Not only does Brown engage all our senses—what we see, smell (“honeysuckle, horse manure”), and taste—but she also fills our mouths with frequent repeated vowels and consonants that give the poems sensuality and heft. These lines, for instance, from “Bird’s-Eye” illustrate Brown’s gift with sounds: “the girls returning in slow shifts from the farm; / their arms flung across each other’s shoulders.” Here, the sonic repetitions in “girls” and “return,” in “farm” and “arms,” in “girls,” “slow,” and “others,” reinforce the heaviness of the girls’ arms on each other’s shoulders and the heaviness of their work. These are real laboring girls, not phantoms.

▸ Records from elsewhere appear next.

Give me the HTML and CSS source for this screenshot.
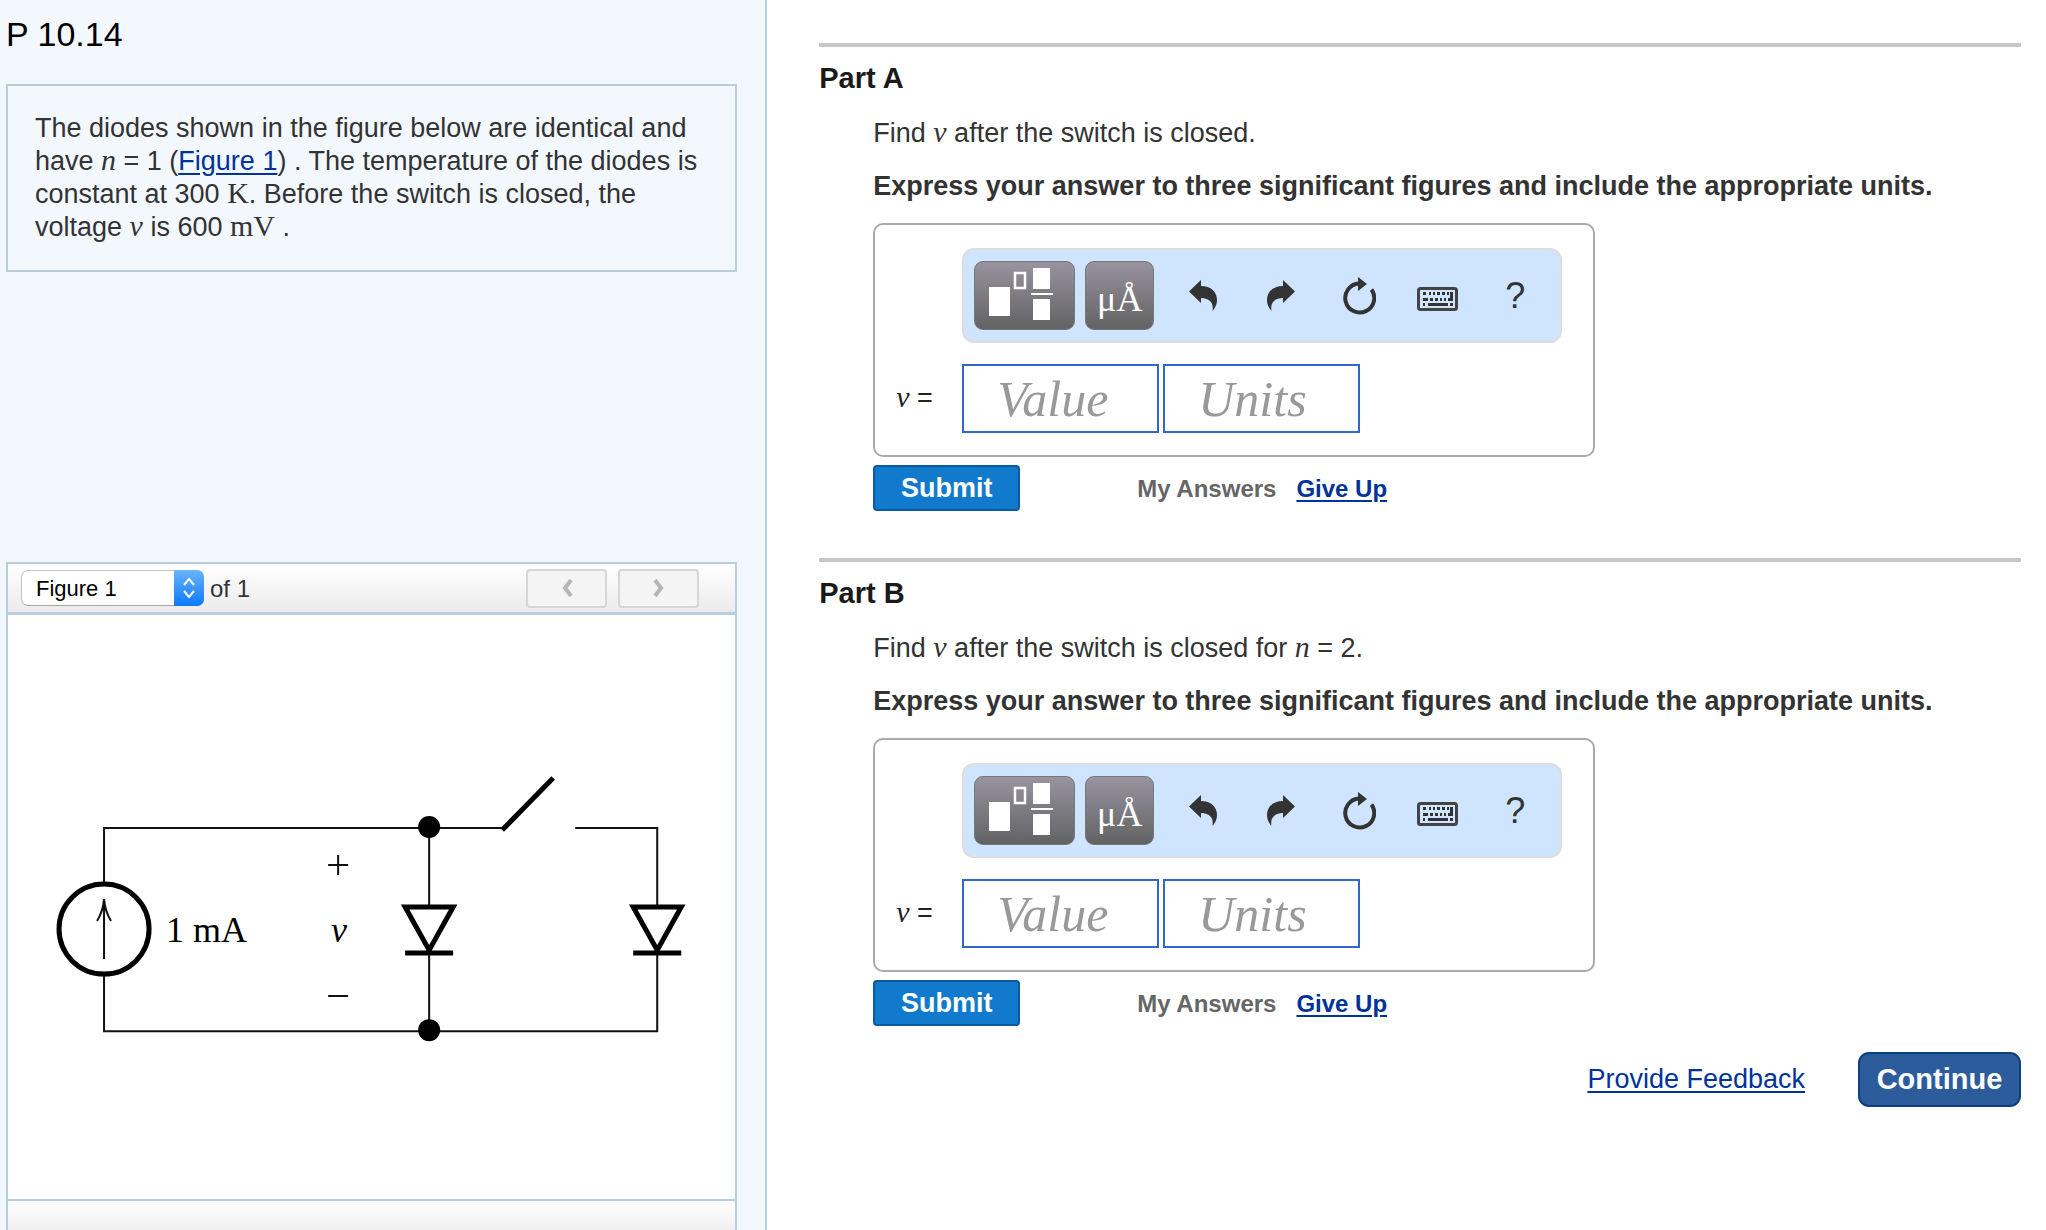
FILE: index.html
```html
<!DOCTYPE html>
<html lang="en">
<head>
    <meta charset="utf-8">
    <title>P 10.14</title>
    <link rel="stylesheet" href="styles.css">
</head>
<body>
    <!-- icons shared by both answer toolbars -->
    <svg class="icon-defs" width="0" height="0" aria-hidden="true">
        <symbol id="icon-template" viewBox="0 0 64 54">
            <path fill="#fff" d="M0 20h21v29H0zM44 1h17v21H44zM42 26h22v2H42zM44 32h17v21H44z"/>
            <path fill="none" stroke="#fff" stroke-width="2.500" d="M26 6h10v15H26z"/>
        </symbol>
        <symbol id="icon-undo" viewBox="0 0 28 31">
            <path d="M0 11.500 12 0v6c10 0 16 6 16 14 0 5-2.500 8.500-4.500 11 1.500-8-3-13-11.500-13v5z"/>
        </symbol>
        <symbol id="icon-redo" viewBox="0 0 28 31">
            <path d="M28 11.500 16 0v6C6 6 0 12 0 20c0 5 2.500 8.500 4.500 11C3 23 7.500 18 16 18v5z"/>
        </symbol>
        <symbol id="icon-reset" viewBox="0 0 34 38">
            <path fill="none" stroke="#333" stroke-width="4" d="M29.500 12.500A14.500 14.500 0 1 1 17 6.500"/>
            <path d="M16 0l9 7-9 7z"/>
        </symbol>
        <symbol id="icon-keyboard" viewBox="0 -6 41 30">
            <rect x="1.500" y="1.500" width="38" height="21" rx="2" fill="none" stroke="#444" stroke-width="3"/>
            <path d="M6 5h3v3H6zM12 5h2v3h-2zM16 5h2v3h-2zM20 5h3v3h-3zM25 5h3v3h-3zM30 5h2v3h-2zM33 5h3v9h-5v-3h2zM6 11h5v3H6zM13 11h3v3h-3zM18 11h3v3h-3zM23 11h2v3h-2zM27 11h2v3h-2zM6 16h2v3H6zM11 16h20v3H11zM33 16h3v3h-3z"/>
        </symbol>
    </svg>

    <div class="page">
        <div class="left-panel">
            <h1>P 10.14</h1>
            <div class="problem">
                The diodes shown in the figure below are identical and have <i class="math">n</i> = 1 (<a href="#figure">Figure 1</a>) . The temperature of the diodes is constant at 300 <span class="math">K</span>. Before the switch is closed, the voltage <i class="math">v</i> is 600 <span class="math">mV</span> .
            </div>

            <div class="figure-box" id="figure">
                <div class="figure-bar">
                    <div class="select-wrap">
                        <select id="figureSelect" aria-label="Figure">
                            <option>Figure 1</option>
                        </select>
                        <svg class="select-arrows" viewBox="0 0 30 36" aria-hidden="true">
                            <path d="M10 15l5-6 5 6M10 21l5 6 5-6"/>
                        </svg>
                    </div>
                    <label for="figureSelect">of 1</label>
                    <div class="figure-nav">
                        <button type="button" aria-label="Previous figure" disabled>
                            <svg width="12" height="18" viewBox="0 0 12 18"><path d="M10 1L4 9l6 8"/></svg>
                        </button>
                        <button type="button" aria-label="Next figure" disabled>
                            <svg width="12" height="18" viewBox="0 0 12 18"><path d="M2 1l6 8-6 8"/></svg>
                        </button>
                    </div>
                </div>

                <svg class="circuit" viewBox="0 0 727 584" role="img" aria-label="Current source, switch and two diodes">
                    <!-- wires -->
                    <path class="wire" d="M96 269V213H495M96 359V416H649V340M567 213H649V292M421 213V292M421 340V416"/>
                    <path class="heavy" d="M494 215L545 163"/>
                    <circle cx="421" cy="212" r="11"/>
                    <circle cx="421" cy="415" r="11"/>
                    <!-- current source -->
                    <circle class="heavy" cx="96" cy="314" r="45"/>
                    <path class="wire" d="M96 344V284M89 306Q95 296 96 284Q97 296 103 306"/>
                    <!-- diodes -->
                    <path class="heavy" d="M397 292H445L421 335ZM397 338H445"/>
                    <path class="heavy" d="M625 292H673L649 335ZM625 338H673"/>
                    <!-- labels -->
                    <path class="wire" d="M320 250H340M330 240V260M320 381H340"/>
                    <text x="158" y="327">1 mA</text>
                    <text x="323" y="327" class="var">v</text>
                </svg>
                <div class="figure-foot"></div>
            </div>
        </div>

        <div class="right-panel">
            <form class="part">
                <h2>Part A</h2>
                <div class="part-body">
                    <p>Find <i class="math">v</i> after the switch is closed.</p>
                    <p><b>Express your answer to three significant figures and include the appropriate units.</b></p>
                    <div class="answer-box">
                        <div class="toolbar">
                            <button type="button" class="key key-wide" aria-label="Templates"><svg width="64" height="54"><use href="#icon-template"/></svg></button>
                            <button type="button" class="key key-units">μÅ</button>
                            <button type="button" class="tool" aria-label="Undo"><svg width="28" height="31"><use href="#icon-undo"/></svg></button>
                            <button type="button" class="tool" aria-label="Redo"><svg width="28" height="31"><use href="#icon-redo"/></svg></button>
                            <button type="button" class="tool" aria-label="Reset"><svg width="34" height="38"><use href="#icon-reset"/></svg></button>
                            <button type="button" class="tool" aria-label="Keyboard"><svg width="41" height="30"><use href="#icon-keyboard"/></svg></button>
                            <button type="button" class="tool">?</button>
                        </div>
                        <label for="valueA"><i class="math">v</i> =</label>
                        <div class="fields">
                            <input type="text" id="valueA" placeholder="Value">
                            <input type="text" aria-label="Units" placeholder="Units">
                        </div>
                    </div>
                    <div class="actions">
                        <button type="button" class="submit">Submit</button>
                        <span class="my-answers">My Answers</span>
                        <a href="#">Give Up</a>
                    </div>
                </div>
            </form>

            <form class="part">
                <h2>Part B</h2>
                <div class="part-body">
                    <p>Find <i class="math">v</i> after the switch is closed for <i class="math">n</i> = 2.</p>
                    <p><b>Express your answer to three significant figures and include the appropriate units.</b></p>
                    <div class="answer-box">
                        <div class="toolbar">
                            <button type="button" class="key key-wide" aria-label="Templates"><svg width="64" height="54"><use href="#icon-template"/></svg></button>
                            <button type="button" class="key key-units">μÅ</button>
                            <button type="button" class="tool" aria-label="Undo"><svg width="28" height="31"><use href="#icon-undo"/></svg></button>
                            <button type="button" class="tool" aria-label="Redo"><svg width="28" height="31"><use href="#icon-redo"/></svg></button>
                            <button type="button" class="tool" aria-label="Reset"><svg width="34" height="38"><use href="#icon-reset"/></svg></button>
                            <button type="button" class="tool" aria-label="Keyboard"><svg width="41" height="30"><use href="#icon-keyboard"/></svg></button>
                            <button type="button" class="tool">?</button>
                        </div>
                        <label for="valueB"><i class="math">v</i> =</label>
                        <div class="fields">
                            <input type="text" id="valueB" placeholder="Value">
                            <input type="text" aria-label="Units" placeholder="Units">
                        </div>
                    </div>
                    <div class="actions">
                        <button type="button" class="submit">Submit</button>
                        <span class="my-answers">My Answers</span>
                        <a href="#">Give Up</a>
                    </div>
                </div>
            </form>

            <div class="page-footer">
                <a href="#">Provide Feedback</a>
                <button type="button" class="continue">Continue</button>
            </div>
        </div>
    </div>
</body>
</html>
```
FILE: styles.css
```css
* {
    box-sizing: border-box;
}

body {
    margin: 0;
    font-family: "Liberation Sans", Arial, sans-serif;
    font-size: 27px;
    line-height: 33px;
    color: #333;
    background: #fff;
}

a {
    color: #003399;
    text-underline-offset: 3px;
}

button {
    font-family: inherit;
    padding: 0;
    cursor: pointer;
}

.icon-defs {
    position: absolute;
}

.math {
    font-family: "Liberation Serif", "Times New Roman", serif;
    font-size: 30px;
    line-height: 24px;
}

.page {
    display: grid;
    grid-template-columns: 37.5% 1fr;
    min-height: 100vh;
}

/* left side: problem text and figure */
.left-panel {
    display: flex;
    flex-direction: column;
    padding: 14px 28px 0 6px;
    background: #f3f8ff;
    border-right: 2px solid #b9cde0;
}

h1 {
    margin: 0 0 30px;
    font-size: 34px;
    font-weight: normal;
    line-height: 40px;
    color: #000;
}

.problem {
    padding: 26px 27px;
    border: 2px solid #b9cde0;
    margin-bottom: 290px;
}

.figure-box {
    display: flex;
    flex-direction: column;
    flex: 1;
    border: 2px solid #b9cde0;
    border-bottom: none;
    background: #fff;
}

.figure-bar {
    display: flex;
    align-items: center;
    height: 51px;
    padding: 0 36px 0 13px;
    background: linear-gradient(#fff, #ebebeb);
    border-bottom: 3px solid #b9cde0;
    font-size: 24px;
}

.select-wrap {
    position: relative;
    margin-right: 6px;
}

.select-wrap select {
    display: block;
    appearance: none;
    width: 183px;
    height: 36px;
    padding: 0 36px 0 14px;
    border: 1px solid #c4c4c4;
    border-bottom-color: #a4a4a4;
    border-radius: 7px;
    background: #fff;
    font-family: inherit;
    font-size: 22px;
    color: #000;
}

.select-arrows {
    position: absolute;
    top: 0;
    right: 0;
    width: 30px;
    height: 36px;
    border-radius: 0 7px 7px 0;
    background: linear-gradient(#6cb3fa, #0a7aff);
    fill: none;
    stroke: #fff;
    stroke-width: 2;
    pointer-events: none;
}

.figure-nav {
    display: flex;
    gap: 11px;
    margin-left: auto;
}

.figure-nav button {
    display: flex;
    align-items: center;
    justify-content: center;
    width: 81px;
    height: 39px;
    border: 2px solid #d6d6d6;
    border-radius: 4px;
    background: #f4f4f4;
}

.figure-nav svg {
    fill: none;
    stroke: #b5b5b5;
    stroke-width: 4;
}

.circuit {
    display: block;
    width: 100%;
}

.circuit .wire {
    fill: none;
    stroke: #111;
    stroke-width: 2;
}

.circuit .heavy {
    fill: none;
    stroke: #000;
    stroke-width: 5;
}

.circuit text {
    font-family: "Liberation Serif", "Times New Roman", serif;
    font-size: 36px;
}

.circuit .var {
    font-style: italic;
}

.figure-foot {
    flex: 1;
    border-top: 2px solid #b9cde0;
    background: linear-gradient(#fff, #f0f0f0);
}

/* right side: answer parts */
.right-panel {
    padding: 43px 25px 0 52px;
}

.part {
    margin-bottom: 47px;
    padding-top: 15px;
    border-top: 4px solid #c8c8c8;
}

.part:last-of-type {
    margin-bottom: 26px;
}

h2 {
    margin: 0 0 23px;
    font-size: 29px;
    line-height: 32px;
    color: #1a1a1a;
}

.part-body {
    padding-left: 54px;
}

.part-body p {
    margin: 0 0 20px;
}

.answer-box {
    display: grid;
    grid-template-columns: 66px auto;
    row-gap: 21px;
    align-items: center;
    width: fit-content;
    padding: 23px 31px 22px 21px;
    border: 2px solid #aaa;
    border-radius: 10px;
    color: #222;
}

.toolbar {
    grid-column: 2;
    display: flex;
    align-items: center;
    height: 95px;
    padding: 0 6px 0 10px;
    border: 2px solid #ddd;
    border-radius: 12px;
    background: #cfe5ff;
}

.key {
    display: flex;
    align-items: center;
    justify-content: center;
    width: 69px;
    height: 69px;
    margin-right: 10px;
    border: 1px solid #777;
    border-radius: 9px;
    background: linear-gradient(#9894a0, #626262);
    font-family: "Liberation Serif", "Times New Roman", serif;
    font-size: 36px;
    color: #fff;
}

.key-wide {
    width: 101px;
    padding: 0 8px 4px 0;
}

.key-units {
    padding-top: 6px;
}

.tool {
    display: flex;
    align-items: center;
    justify-content: center;
    width: 78px;
    height: 69px;
    border: none;
    background: none;
    font-size: 36px;
    color: #333;
    fill: #333;
}

.fields {
    display: flex;
    gap: 4px;
}

.fields input {
    width: 197px;
    height: 69px;
    padding: 0 33px;
    border: 2px solid #3366cc;
    font-family: "Liberation Serif", "Times New Roman", serif;
    font-size: 50px;
    font-style: italic;
}

.fields input::placeholder {
    color: #999;
}

.actions {
    display: flex;
    align-items: center;
    margin-top: 8px;
    font-size: 24px;
    font-weight: bold;
}

.submit {
    width: 147px;
    height: 46px;
    margin-right: 117px;
    border: 2px solid #0a5a9c;
    border-radius: 4px;
    background: #117acc;
    font-size: 27px;
    font-weight: bold;
    color: #fff;
}

.my-answers {
    margin-right: 20px;
    color: #666;
}

.page-footer {
    display: flex;
    align-items: center;
    justify-content: flex-end;
    gap: 53px;
}

.continue {
    width: 163px;
    height: 55px;
    border: 2px solid #0f3f7a;
    border-radius: 11px;
    background: #2c5c9c;
    font-size: 29px;
    font-weight: bold;
    color: #fff;
}
```
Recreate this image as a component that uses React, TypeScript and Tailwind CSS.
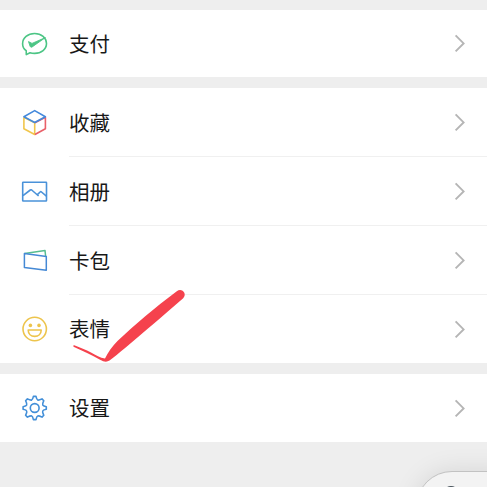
import type { ReactNode } from "react";

const PayIcon = () => (
  <svg viewBox="0 0 28 28" className="size-7" fill="none" stroke="#4cc585" strokeWidth="1.6" strokeLinejoin="round">
    <path d="M6.2 20.7C3.6 18.9 2.6 16.5 2.6 13.7C2.6 7.9 7.8 3.5 14.6 3.5S26.5 7.9 26.5 13.6S21.4 23.4 14.6 23.4C12.9 23.4 11.4 23.2 10 22.7L6.3 24.6Z" />
    <path d="M8.5 11.6L12 13.4L25.4 7.6L12.2 16.9C11.3 17.5 10.6 17.2 10.1 16.3Z" fill="#4cc585" strokeWidth="0.9" />
  </svg>
);

const FavoritesIcon = () => (
  <svg viewBox="0 0 28 28" className="size-7" fill="none" strokeWidth="1.6" strokeLinejoin="round">
    <path d="M3.9 8.2V19.7L14.7 25.5V13.8L3.9 8.2" stroke="#f1c64c" />
    <path d="M14.9 25.5L25.4 19.7V8.2L14.9 13.8" stroke="#e96069" />
    <path d="M3.9 7.7L14.7 1.6L25.4 7.7L14.7 13.5Z" stroke="#4489dc" />
  </svg>
);

const AlbumIcon = () => (
  <svg viewBox="0 0 28 28" className="size-7" fill="none" stroke="#4a92d9" strokeWidth="1.6" strokeLinejoin="round">
    <rect x="2.7" y="4.3" width="23.8" height="18.7" rx="0.5" />
    <path d="M3 17.7L10.3 12Q11 11.5 11.7 12L18.6 18M17.2 16.8L20.1 14Q20.8 13.4 21.5 14L26.4 18.2" />
  </svg>
);

const CardsIcon = () => (
  <svg viewBox="0 0 28 28" className="size-7" fill="none" strokeWidth="1.5" strokeLinejoin="round">
    <path d="M4.6 6.4L25 3.4L25.6 9" stroke="#57bd91" />
    <path d="M4.4 6.6L26.3 9.4V23.3L4.4 20.4Z" stroke="#4589d5" />
  </svg>
);

const StickerIcon = () => (
  <svg viewBox="0 0 28 28" className="size-7" fill="none" stroke="#edc44c" strokeWidth="1.6" strokeLinejoin="round">
    <circle cx="14.7" cy="14" r="11.7" />
    <circle cx="10.4" cy="10.4" r="1.8" fill="#edc44c" stroke="none" />
    <circle cx="19" cy="10.4" r="1.8" fill="#edc44c" stroke="none" />
    <path d="M8.2 15H21.2C21.2 19.1 18.4 21.4 14.7 21.4S8.2 19.1 8.2 15Z" />
  </svg>
);

const SettingsIcon = () => (
  <svg viewBox="0 0 28 28" className="size-7" fill="none" stroke="#438fd8" strokeWidth="1.6" strokeLinejoin="round">
    <g transform="translate(14.7 14)">
      <path d="M-1.3-11.6H1.3Q2-8.3 3-8Q4-7.5 7.3-9.1L9.1-7.3Q7.5-4 8-3Q8.3-2 11.6-1.3V1.3Q8.3 2 8 3Q7.5 4 9.1 7.3L7.3 9.1Q4 7.5 3 8Q2 8.3 1.3 11.6H-1.3Q-2 8.3-3 8Q-4 7.5-7.3 9.1L-9.1 7.3Q-7.5 4-8 3Q-8.3 2-11.6 1.3V-1.3Q-8.3-2-8-3Q-7.5-4-9.1-7.3L-7.3-9.1Q-4-7.5-3-8Q-2-8.3-1.3-11.6Z" />
      <circle r="4.4" />
    </g>
  </svg>
);

const Chevron = () => (
  <svg viewBox="0 0 12 20" className="h-5 w-3" fill="none" stroke="#b5b5b5" strokeWidth="1.9">
    <path d="M1.6 2.4L9.6 10.4L1.6 18.4" />
  </svg>
);

type RowProps = {
  icon: ReactNode;
  label: string;
  divider?: boolean;
};

const Row = ({ icon, label, divider }: RowProps) => (
  <button className="flex h-full w-full items-center pl-5 text-left">
    {icon}
    <span
      className={`ml-[21px] flex h-full flex-1 items-center justify-between border-b pr-[21px] ${
        divider ? "border-[#f0f0f0]" : "border-transparent"
      }`}
    >
      <span className="pb-px text-[20.5px] leading-7 text-[#181818]">{label}</span>
      <Chevron />
    </span>
  </button>
);

export default function App() {
  return (
    <div className="relative h-[487px] w-[487px] overflow-hidden bg-[#eeeeee] pt-[10px] font-['Noto_Sans_CJK_SC',sans-serif]">
      <div className="flex flex-col gap-[11px]">
        <section className="h-[67px] bg-white">
          <Row icon={<PayIcon />} label="支付" />
        </section>
        <section className="relative grid h-[275px] grid-rows-[69px_69px_69px_68px] bg-white">
          <Row icon={<FavoritesIcon />} label="收藏" divider />
          <Row icon={<AlbumIcon />} label="相册" divider />
          <Row icon={<CardsIcon />} label="卡包" divider />
          <Row icon={<StickerIcon />} label="表情" />
          {/* hand-drawn tick over the stickers row */}
          <svg viewBox="70 285 120 80" className="pointer-events-none absolute top-[197px] left-[70px] h-20 w-[120px]" fill="#f5424d">
            <path d="M74.3 345.2C80 347.8 86 349.8 91 352.4C96 355 100 357.8 105 358.6C108 352.5 112 346.5 117.5 341C135 324 155 307.5 176.8 291.2C182 287.4 187.5 294 183.2 298.2C163 316 143 332.5 126 347.2C119 353 113.5 357.5 109.5 360.6C106.5 362.6 103 361.4 100.5 360C91 354.7 83 350.7 74 346.9C72.9 346.3 73.1 344.8 74.3 345.2Z" />
          </svg>
        </section>
        <section className="h-[68px] bg-white">
          <Row icon={<SettingsIcon />} label="设置" />
        </section>
      </div>
      <div className="absolute top-[471px] left-[416px] h-20 w-[120px] rounded-[36px] border border-[#c2c2c2] bg-[#f3f3f3] shadow-[0_0_26px_rgba(0,0,0,0.10)]">
        <div className="absolute top-[14px] left-[26px] size-4 rounded-full bg-[#46515a]" />
      </div>
    </div>
  );
}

The body is significant in these poems beyond the fact of incarceration. There are the terrors of seizures, when the body turns “animal in your / own throat.” Worse, there are sexual assaults in the blind room, in which, at any moment, a woman, her arms bound, might be “Down there in the blackness, held against the floor” while a man who is supposed to protect her admires her “fine face, / long legs, a scarless stomach,” the easy alliteration of those lines ironically juxtaposing the violation that they describe.
Brown also includes a devastating section about the forced sterilizations. The section is composed not only of poems but fictionalized medical orders for the sterilization of “idiotic,” “imbecile, “feebleminded,” and “epileptic” human beings who might give birth to “socially inadequate offspring.” These poems are tragic in their depiction of the ways that humans betray other humans, the “suddenly gentle” hands upon patients who crave touch, manipulating them into believing that they are fundamentally “wrong” and need fixing. The staff’s kindnesses are, in fact, a desecration of trust, an undoing, the act of “cleaving” somebody from their own body and future.
Besides the book’s necessary focus on corporeality, there is a great absence: God. While a nameless woman is being raped in “New Knowledge for the Dark,” she tells herself, “Think about your body. / Think about infinity. Think about God.” And it’s not clear whether the angel Gabriel, who suddenly appears in “The Blind Room: A Consecration,” is a messenger of hope or something more sinister, “swallowing the final stars.”
Rather than raging at God for not intervening to save the exploited—the question with which all serious Christian poetry grapples in some way—Brown saves her anger and pity for the humans who can’t make room for ill people and feel justified in treating them as “less than.” Implicit in lines like “we are a whole host of reasons / to stop believing in anything” (with its clever play on the meaning of “host” as the bread of the Eucharist) is the recognition that the failure of imagination and faith is not located in sick people themselves, but rather in others.
These “caregivers” fail to teach patients the Bible, send patients resentfully to chapel services and lock them in, baptize epileptic children only when it’s clear that they’ll live, and wish that God would “take [the patient] up and let her be the end of it.” It’s not God who has failed the inmates of the Virginia State Colony, but rather their families and those who work there, who have ceased to see Christ’s face in suffering people. The Virginia inmates are looked at, examined, and studied—but only as rotten specimens.
Brown’s poems are fragmented and scattered in form because the minds and lives of those she writes about are similarly broken. In her evocative, tightly controlled poetic lines, she reminds us of our human bonds to each other, and how easily they can be shattered.